I also made a point of working with politicians to continue to make the case for Metro.  The Cardiff Crossrail proposal was first given a public airing in 2013 in a joint article I prepared with Vaughan Gething, another with Owen Smith made the case for better connections to Pontypridd and one with Mick Antoniw helped make the case for the “Valleys Circle”.

Steve Howell of Freshwater wrote a number of independent articles on Light Rail and Metro – drawing on his experience of living near the Metro system in Los Angeles. Steve and Freshwater (who were also part of the Cardiff Business Partnership) were both vocal advocates of the emerging Metro concept and I was more than happy to help shape these articles when asked. Later, in 2016, Steve and I prepared a short video explainer for a Waterfront Conference in 2016 on the Metro, which I think is still on You Tube[2]

In fact, since 2011 I have appeared probably on all the main channels (radio and TV). For example, Week in Week out, Sunday Politics, Sunday Supplement, The Sharpe End, BBC Wales News, ITV Wales News, Channel 5 News, Radio 4 PM, Radio Scotland to discuss Barnett and HS2, and more recently a piece for Alexei Sayle’s Radio 4 show, “Strangers on a train”.  I have also had many on camera/radio chats with the likes Sarah Dickinson, Gareth Jones, Brian Meechan, Jason Mohammad, Adrian Masters, James Williams, Andrea Byrne, Mike Griffiths, Evan Davies, Rhodri Lewis, etc

I have written articles and blogs for the trade press; so, the likes of Rail Professional, Rail, Rail Technology Magazine as well as for IWA, Bevan Foundation and of course the Western Mail. In the last few years, I have also maintained a blog site with now over 50 articles on all manner of subjects – including and especially transport and Metro. 

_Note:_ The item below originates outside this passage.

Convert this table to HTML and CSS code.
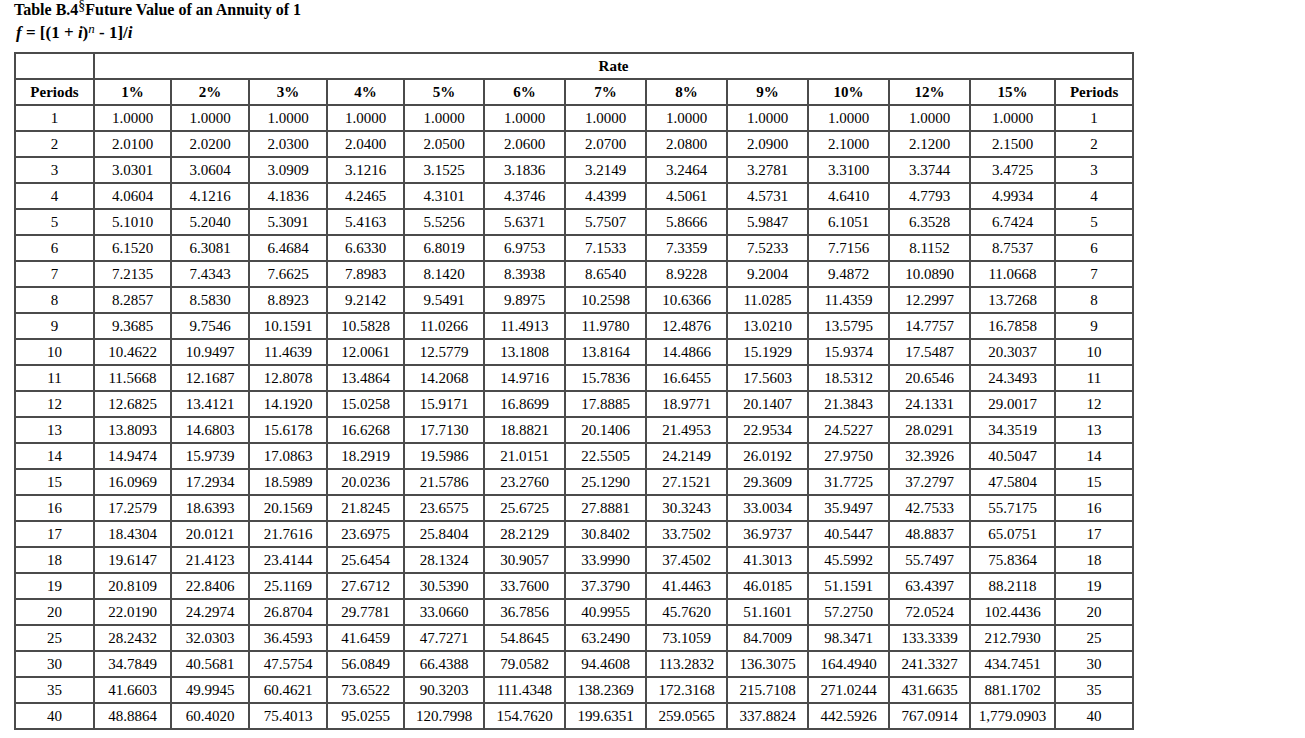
FILE: index.html
```html
<!DOCTYPE html>
<html lang="en">
<head>
<meta charset="utf-8">
<title>Table B.4 Future Value of an Annuity of 1</title>
<link rel="stylesheet" href="styles.css">
</head>
<body>
<div class="page">
  <div class="title">Table B.4<sup class="sect">§</sup>Future Value of an Annuity of 1</div>
  <div class="formula"><i>f</i> = [(1 + <i>i</i>)<sup><i>n</i></sup> - 1]/<i>i</i></div>
  <table class="fv">
    <colgroup>
      <col class="c79"><col class="c77"><col class="c78"><col class="c78"><col class="c77"><col class="c80"><col class="c81"><col class="c81"><col class="c81"><col class="c81"><col class="c81"><col class="c81"><col class="c85"><col class="c78">
    </colgroup>
    <thead>
      <tr><th></th><th colspan="13">Rate</th></tr>
      <tr><th>Periods</th><th>1%</th><th>2%</th><th>3%</th><th>4%</th><th>5%</th><th>6%</th><th>7%</th><th>8%</th><th>9%</th><th>10%</th><th>12%</th><th>15%</th><th>Periods</th></tr>
    </thead>
    <tbody>
      <tr><td>1</td><td>1.0000</td><td>1.0000</td><td>1.0000</td><td>1.0000</td><td>1.0000</td><td>1.0000</td><td>1.0000</td><td>1.0000</td><td>1.0000</td><td>1.0000</td><td>1.0000</td><td>1.0000</td><td>1</td></tr>
      <tr><td>2</td><td>2.0100</td><td>2.0200</td><td>2.0300</td><td>2.0400</td><td>2.0500</td><td>2.0600</td><td>2.0700</td><td>2.0800</td><td>2.0900</td><td>2.1000</td><td>2.1200</td><td>2.1500</td><td>2</td></tr>
      <tr><td>3</td><td>3.0301</td><td>3.0604</td><td>3.0909</td><td>3.1216</td><td>3.1525</td><td>3.1836</td><td>3.2149</td><td>3.2464</td><td>3.2781</td><td>3.3100</td><td>3.3744</td><td>3.4725</td><td>3</td></tr>
      <tr><td>4</td><td>4.0604</td><td>4.1216</td><td>4.1836</td><td>4.2465</td><td>4.3101</td><td>4.3746</td><td>4.4399</td><td>4.5061</td><td>4.5731</td><td>4.6410</td><td>4.7793</td><td>4.9934</td><td>4</td></tr>
      <tr><td>5</td><td>5.1010</td><td>5.2040</td><td>5.3091</td><td>5.4163</td><td>5.5256</td><td>5.6371</td><td>5.7507</td><td>5.8666</td><td>5.9847</td><td>6.1051</td><td>6.3528</td><td>6.7424</td><td>5</td></tr>
      <tr><td>6</td><td>6.1520</td><td>6.3081</td><td>6.4684</td><td>6.6330</td><td>6.8019</td><td>6.9753</td><td>7.1533</td><td>7.3359</td><td>7.5233</td><td>7.7156</td><td>8.1152</td><td>8.7537</td><td>6</td></tr>
      <tr><td>7</td><td>7.2135</td><td>7.4343</td><td>7.6625</td><td>7.8983</td><td>8.1420</td><td>8.3938</td><td>8.6540</td><td>8.9228</td><td>9.2004</td><td>9.4872</td><td>10.0890</td><td>11.0668</td><td>7</td></tr>
      <tr><td>8</td><td>8.2857</td><td>8.5830</td><td>8.8923</td><td>9.2142</td><td>9.5491</td><td>9.8975</td><td>10.2598</td><td>10.6366</td><td>11.0285</td><td>11.4359</td><td>12.2997</td><td>13.7268</td><td>8</td></tr>
      <tr><td>9</td><td>9.3685</td><td>9.7546</td><td>10.1591</td><td>10.5828</td><td>11.0266</td><td>11.4913</td><td>11.9780</td><td>12.4876</td><td>13.0210</td><td>13.5795</td><td>14.7757</td><td>16.7858</td><td>9</td></tr>
      <tr><td>10</td><td>10.4622</td><td>10.9497</td><td>11.4639</td><td>12.0061</td><td>12.5779</td><td>13.1808</td><td>13.8164</td><td>14.4866</td><td>15.1929</td><td>15.9374</td><td>17.5487</td><td>20.3037</td><td>10</td></tr>
      <tr><td>11</td><td>11.5668</td><td>12.1687</td><td>12.8078</td><td>13.4864</td><td>14.2068</td><td>14.9716</td><td>15.7836</td><td>16.6455</td><td>17.5603</td><td>18.5312</td><td>20.6546</td><td>24.3493</td><td>11</td></tr>
      <tr><td>12</td><td>12.6825</td><td>13.4121</td><td>14.1920</td><td>15.0258</td><td>15.9171</td><td>16.8699</td><td>17.8885</td><td>18.9771</td><td>20.1407</td><td>21.3843</td><td>24.1331</td><td>29.0017</td><td>12</td></tr>
      <tr><td>13</td><td>13.8093</td><td>14.6803</td><td>15.6178</td><td>16.6268</td><td>17.7130</td><td>18.8821</td><td>20.1406</td><td>21.4953</td><td>22.9534</td><td>24.5227</td><td>28.0291</td><td>34.3519</td><td>13</td></tr>
      <tr><td>14</td><td>14.9474</td><td>15.9739</td><td>17.0863</td><td>18.2919</td><td>19.5986</td><td>21.0151</td><td>22.5505</td><td>24.2149</td><td>26.0192</td><td>27.9750</td><td>32.3926</td><td>40.5047</td><td>14</td></tr>
      <tr><td>15</td><td>16.0969</td><td>17.2934</td><td>18.5989</td><td>20.0236</td><td>21.5786</td><td>23.2760</td><td>25.1290</td><td>27.1521</td><td>29.3609</td><td>31.7725</td><td>37.2797</td><td>47.5804</td><td>15</td></tr>
      <tr><td>16</td><td>17.2579</td><td>18.6393</td><td>20.1569</td><td>21.8245</td><td>23.6575</td><td>25.6725</td><td>27.8881</td><td>30.3243</td><td>33.0034</td><td>35.9497</td><td>42.7533</td><td>55.7175</td><td>16</td></tr>
      <tr><td>17</td><td>18.4304</td><td>20.0121</td><td>21.7616</td><td>23.6975</td><td>25.8404</td><td>28.2129</td><td>30.8402</td><td>33.7502</td><td>36.9737</td><td>40.5447</td><td>48.8837</td><td>65.0751</td><td>17</td></tr>
      <tr><td>18</td><td>19.6147</td><td>21.4123</td><td>23.4144</td><td>25.6454</td><td>28.1324</td><td>30.9057</td><td>33.9990</td><td>37.4502</td><td>41.3013</td><td>45.5992</td><td>55.7497</td><td>75.8364</td><td>18</td></tr>
      <tr><td>19</td><td>20.8109</td><td>22.8406</td><td>25.1169</td><td>27.6712</td><td>30.5390</td><td>33.7600</td><td>37.3790</td><td>41.4463</td><td>46.0185</td><td>51.1591</td><td>63.4397</td><td>88.2118</td><td>19</td></tr>
      <tr><td>20</td><td>22.0190</td><td>24.2974</td><td>26.8704</td><td>29.7781</td><td>33.0660</td><td>36.7856</td><td>40.9955</td><td>45.7620</td><td>51.1601</td><td>57.2750</td><td>72.0524</td><td>102.4436</td><td>20</td></tr>
      <tr><td>25</td><td>28.2432</td><td>32.0303</td><td>36.4593</td><td>41.6459</td><td>47.7271</td><td>54.8645</td><td>63.2490</td><td>73.1059</td><td>84.7009</td><td>98.3471</td><td>133.3339</td><td>212.7930</td><td>25</td></tr>
      <tr><td>30</td><td>34.7849</td><td>40.5681</td><td>47.5754</td><td>56.0849</td><td>66.4388</td><td>79.0582</td><td>94.4608</td><td>113.2832</td><td>136.3075</td><td>164.4940</td><td>241.3327</td><td>434.7451</td><td>30</td></tr>
      <tr><td>35</td><td>41.6603</td><td>49.9945</td><td>60.4621</td><td>73.6522</td><td>90.3203</td><td>111.4348</td><td>138.2369</td><td>172.3168</td><td>215.7108</td><td>271.0244</td><td>431.6635</td><td>881.1702</td><td>35</td></tr>
      <tr><td>40</td><td>48.8864</td><td>60.4020</td><td>75.4013</td><td>95.0255</td><td>120.7998</td><td>154.7620</td><td>199.6351</td><td>259.0565</td><td>337.8824</td><td>442.5926</td><td>767.0914</td><td>1,779.0903</td><td>40</td></tr>
    </tbody>
  </table>
</div>
</body>
</html>
```

FILE: styles.css
```css
html, body {
  margin: 0;
  padding: 0;
  background: #ffffff;
}

body {
  font-family: "Liberation Serif", "Times New Roman", serif;
  color: #000000;
  font-size: 15px;
}

.page {
  padding: 0 0 0 14px;
}

.title {
  font-weight: bold;
  font-size: 16px;
  line-height: 20px;
}

.sect {
  font-size: 14px;
  line-height: 0;
  vertical-align: 5px;
  font-weight: normal;
}

.formula {
  font-weight: bold;
  font-size: 17px;
  line-height: 20px;
  margin-top: 3px;
  margin-bottom: 9px;
  padding-left: 2px;
}

.formula sup {
  font-size: 13px;
  line-height: 0;
  vertical-align: 5px;
  font-weight: normal;
}

.fv {
  border-collapse: collapse;
  table-layout: fixed;
  width: 1120px;
  border: 2px solid #4b4b4b;
}

.fv th,
.fv td {
  border: 2px solid #4b4b4b;
  padding: 0;
  height: 24px;
  line-height: 24px;
  text-align: center;
  font-size: 15px;
  white-space: nowrap;
}

.fv th {
  font-weight: bold;
}

.fv td {
  font-weight: normal;
}

.c77 { width: 77px; }
.c78 { width: 78px; }
.c79 { width: 79px; }
.c80 { width: 80px; }
.c81 { width: 81px; }
.c85 { width: 85px; }
```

We can’t forget Prof Stuart Cole was a constant commentator on all things public transport in Wales and had been for much longer than me; nor my brother Sion Barry who has produced a whole series of well-informed articles and commentary on the Metro from its emergence in 2010 right through to the present day.  Rhodri Clark has also been a long-standing contributor to the transport debate. More recently Will Hayward has made a career of pointing out the inequity of HS2 funding and has called on my knowledge on more than one occasion – he even asked me for the Ieuan Wyn Jones letter that is included in this book re: Welsh Government’s decision to decline rail powers in 2005.  I have also chipped in to support articles by the likes of Andrew Mourant, Peter Plisner, Laura McAllister and Martin Shipton and of course Sion Barry.  More broadly many local journalists have called on me to help (which I am happy to do) better understand a specific aspect of Metro, transport, rail funding, Barnett,  etc. I have also contributed to articles in the Financial Times.

All these efforts were, I felt, necessary, to help ensure there was a constant drip feed of media stories on Metro and transport from multiple sources (so not just me.)  to help retain at least a political focus – especially in the period 2011-2016. 

However, when dealing with the media, things don’t always go to plan.  For example, a blog I published in 2017[3], setting out an initial concept for a Swansea Bay Metro, created a quite different public reaction and a petition[4], in Neath of all places. The petition was opposed to my proposal, apparently, to close Neath station.  I still scratch my head how such a clearly ill-informed public outcry was manufactured

My original Swansea Metro blog also incorporated a suggestion for a new more direct line to Swansea from Port Talbot over the Neath River and along the coast to Swansea. This is an idea Jim Steer had suggested and later reflected in a 2018 report by Greengauge[5]; Jim Steer had also helped with some of my 2018/19 work with Welsh Government re: The Case for Investment.  This proposal would (and still could) cut journey times from Cardiff to Swansea but would require a very expensive piece of rail infrastructure and the need to skip Neath for those services.  This was not meant to imply that Neath station should close – but that not every service (and there would be more) should stop there. 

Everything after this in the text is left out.